● **Stated exercise**
Copy every line of the records below where the word "index" occurs.

● **Record list**
** begin **

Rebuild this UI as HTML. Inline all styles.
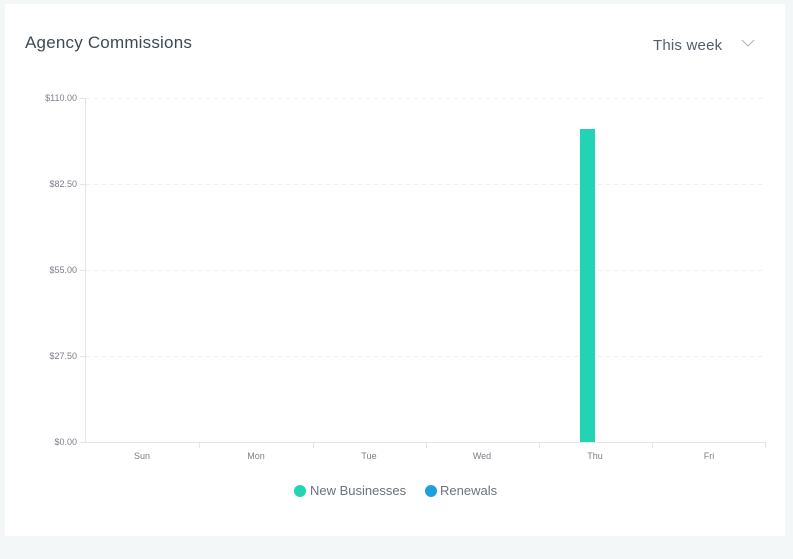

** end **
** begin **

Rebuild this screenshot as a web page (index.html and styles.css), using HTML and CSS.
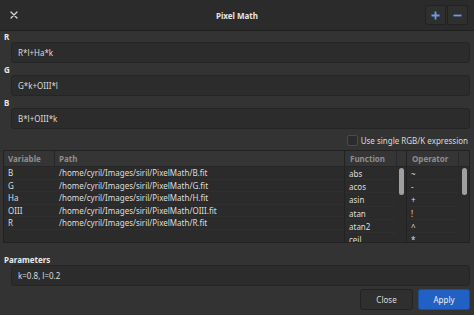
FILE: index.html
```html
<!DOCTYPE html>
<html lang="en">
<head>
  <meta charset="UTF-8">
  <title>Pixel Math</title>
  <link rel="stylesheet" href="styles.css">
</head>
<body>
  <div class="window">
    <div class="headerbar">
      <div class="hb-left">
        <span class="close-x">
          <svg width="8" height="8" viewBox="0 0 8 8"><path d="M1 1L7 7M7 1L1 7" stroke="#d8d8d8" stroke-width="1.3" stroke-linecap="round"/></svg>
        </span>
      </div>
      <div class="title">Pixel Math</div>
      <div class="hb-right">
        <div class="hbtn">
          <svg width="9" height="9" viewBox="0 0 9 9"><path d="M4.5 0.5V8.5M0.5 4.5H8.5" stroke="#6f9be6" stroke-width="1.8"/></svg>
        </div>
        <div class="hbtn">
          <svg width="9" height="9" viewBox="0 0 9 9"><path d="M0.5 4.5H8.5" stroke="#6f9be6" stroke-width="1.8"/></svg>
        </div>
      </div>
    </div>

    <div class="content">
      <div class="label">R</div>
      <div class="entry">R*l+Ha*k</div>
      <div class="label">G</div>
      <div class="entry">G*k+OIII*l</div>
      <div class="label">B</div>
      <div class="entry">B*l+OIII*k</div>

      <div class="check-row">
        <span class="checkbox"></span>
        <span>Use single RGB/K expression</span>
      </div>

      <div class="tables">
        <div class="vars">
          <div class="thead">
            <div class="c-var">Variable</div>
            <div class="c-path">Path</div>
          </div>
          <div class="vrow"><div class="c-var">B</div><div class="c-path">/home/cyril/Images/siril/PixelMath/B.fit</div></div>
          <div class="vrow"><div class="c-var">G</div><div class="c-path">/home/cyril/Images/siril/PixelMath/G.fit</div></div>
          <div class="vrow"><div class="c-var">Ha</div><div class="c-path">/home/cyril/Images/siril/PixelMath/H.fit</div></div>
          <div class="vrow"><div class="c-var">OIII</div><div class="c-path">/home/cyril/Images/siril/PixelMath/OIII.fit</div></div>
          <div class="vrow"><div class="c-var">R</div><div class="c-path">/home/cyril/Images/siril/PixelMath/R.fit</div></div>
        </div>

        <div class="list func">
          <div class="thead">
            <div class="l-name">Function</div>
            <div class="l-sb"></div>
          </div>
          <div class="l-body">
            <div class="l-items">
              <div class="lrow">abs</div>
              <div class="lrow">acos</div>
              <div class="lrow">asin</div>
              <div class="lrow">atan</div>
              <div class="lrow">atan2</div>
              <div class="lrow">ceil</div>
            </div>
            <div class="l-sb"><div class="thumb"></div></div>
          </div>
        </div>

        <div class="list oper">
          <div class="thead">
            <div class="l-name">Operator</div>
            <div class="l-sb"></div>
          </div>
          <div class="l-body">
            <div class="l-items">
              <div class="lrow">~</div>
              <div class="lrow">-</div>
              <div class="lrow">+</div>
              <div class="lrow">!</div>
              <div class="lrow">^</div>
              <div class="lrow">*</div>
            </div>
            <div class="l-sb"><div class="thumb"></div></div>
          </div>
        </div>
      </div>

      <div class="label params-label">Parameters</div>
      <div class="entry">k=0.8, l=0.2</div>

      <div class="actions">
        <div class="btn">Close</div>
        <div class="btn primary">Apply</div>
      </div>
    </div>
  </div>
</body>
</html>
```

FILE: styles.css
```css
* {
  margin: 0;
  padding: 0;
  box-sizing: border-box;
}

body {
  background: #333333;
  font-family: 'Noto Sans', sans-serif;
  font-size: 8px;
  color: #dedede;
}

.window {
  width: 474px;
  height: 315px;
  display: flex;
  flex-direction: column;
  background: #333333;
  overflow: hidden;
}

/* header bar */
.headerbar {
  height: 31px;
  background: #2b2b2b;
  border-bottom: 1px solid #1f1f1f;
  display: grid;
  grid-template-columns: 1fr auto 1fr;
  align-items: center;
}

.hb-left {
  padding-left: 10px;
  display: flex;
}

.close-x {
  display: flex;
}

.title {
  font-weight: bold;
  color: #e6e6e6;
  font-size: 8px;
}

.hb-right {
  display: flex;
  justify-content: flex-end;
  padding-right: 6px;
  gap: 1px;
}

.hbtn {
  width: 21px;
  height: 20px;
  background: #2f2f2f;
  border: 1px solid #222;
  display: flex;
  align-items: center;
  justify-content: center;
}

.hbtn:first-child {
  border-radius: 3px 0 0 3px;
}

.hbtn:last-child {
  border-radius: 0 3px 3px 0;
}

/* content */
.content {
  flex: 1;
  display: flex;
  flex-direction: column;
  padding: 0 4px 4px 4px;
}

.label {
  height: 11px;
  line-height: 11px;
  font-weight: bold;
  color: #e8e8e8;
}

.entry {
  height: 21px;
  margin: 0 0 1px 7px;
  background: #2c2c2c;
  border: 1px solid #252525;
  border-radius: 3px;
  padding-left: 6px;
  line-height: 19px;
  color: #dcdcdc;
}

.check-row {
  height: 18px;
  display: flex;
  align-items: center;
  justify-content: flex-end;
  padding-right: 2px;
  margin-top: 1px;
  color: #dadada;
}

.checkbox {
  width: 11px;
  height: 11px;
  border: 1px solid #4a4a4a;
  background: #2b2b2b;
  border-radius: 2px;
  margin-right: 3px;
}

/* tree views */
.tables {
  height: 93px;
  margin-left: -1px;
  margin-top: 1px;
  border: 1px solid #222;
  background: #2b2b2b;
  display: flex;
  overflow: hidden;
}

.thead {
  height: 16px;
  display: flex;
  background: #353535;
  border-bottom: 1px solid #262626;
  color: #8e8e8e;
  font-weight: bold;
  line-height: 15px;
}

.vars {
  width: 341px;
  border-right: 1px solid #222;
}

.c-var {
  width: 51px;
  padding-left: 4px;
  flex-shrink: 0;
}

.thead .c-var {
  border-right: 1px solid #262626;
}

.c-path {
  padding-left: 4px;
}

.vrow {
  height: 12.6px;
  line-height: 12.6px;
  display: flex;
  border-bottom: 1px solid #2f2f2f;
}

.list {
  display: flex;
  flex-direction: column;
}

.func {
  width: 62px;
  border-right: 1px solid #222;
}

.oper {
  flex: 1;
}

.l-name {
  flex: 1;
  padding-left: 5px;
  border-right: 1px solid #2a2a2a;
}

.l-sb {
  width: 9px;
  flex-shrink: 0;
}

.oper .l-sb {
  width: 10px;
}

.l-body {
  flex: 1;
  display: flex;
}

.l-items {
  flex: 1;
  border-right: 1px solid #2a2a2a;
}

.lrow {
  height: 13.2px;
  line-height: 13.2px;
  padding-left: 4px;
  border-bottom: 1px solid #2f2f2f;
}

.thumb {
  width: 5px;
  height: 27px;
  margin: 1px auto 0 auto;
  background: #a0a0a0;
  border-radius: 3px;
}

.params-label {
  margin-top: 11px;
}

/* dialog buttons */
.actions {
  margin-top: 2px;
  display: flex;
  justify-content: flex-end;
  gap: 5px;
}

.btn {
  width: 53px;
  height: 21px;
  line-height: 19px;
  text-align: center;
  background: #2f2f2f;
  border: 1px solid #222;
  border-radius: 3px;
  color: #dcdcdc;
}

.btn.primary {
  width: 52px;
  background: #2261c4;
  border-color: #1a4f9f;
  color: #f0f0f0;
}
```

** end **

● **Result of the exercise**
Rebuild this screenshot as a web page (index.html and styles.css), using HTML and CSS.
FILE: index.html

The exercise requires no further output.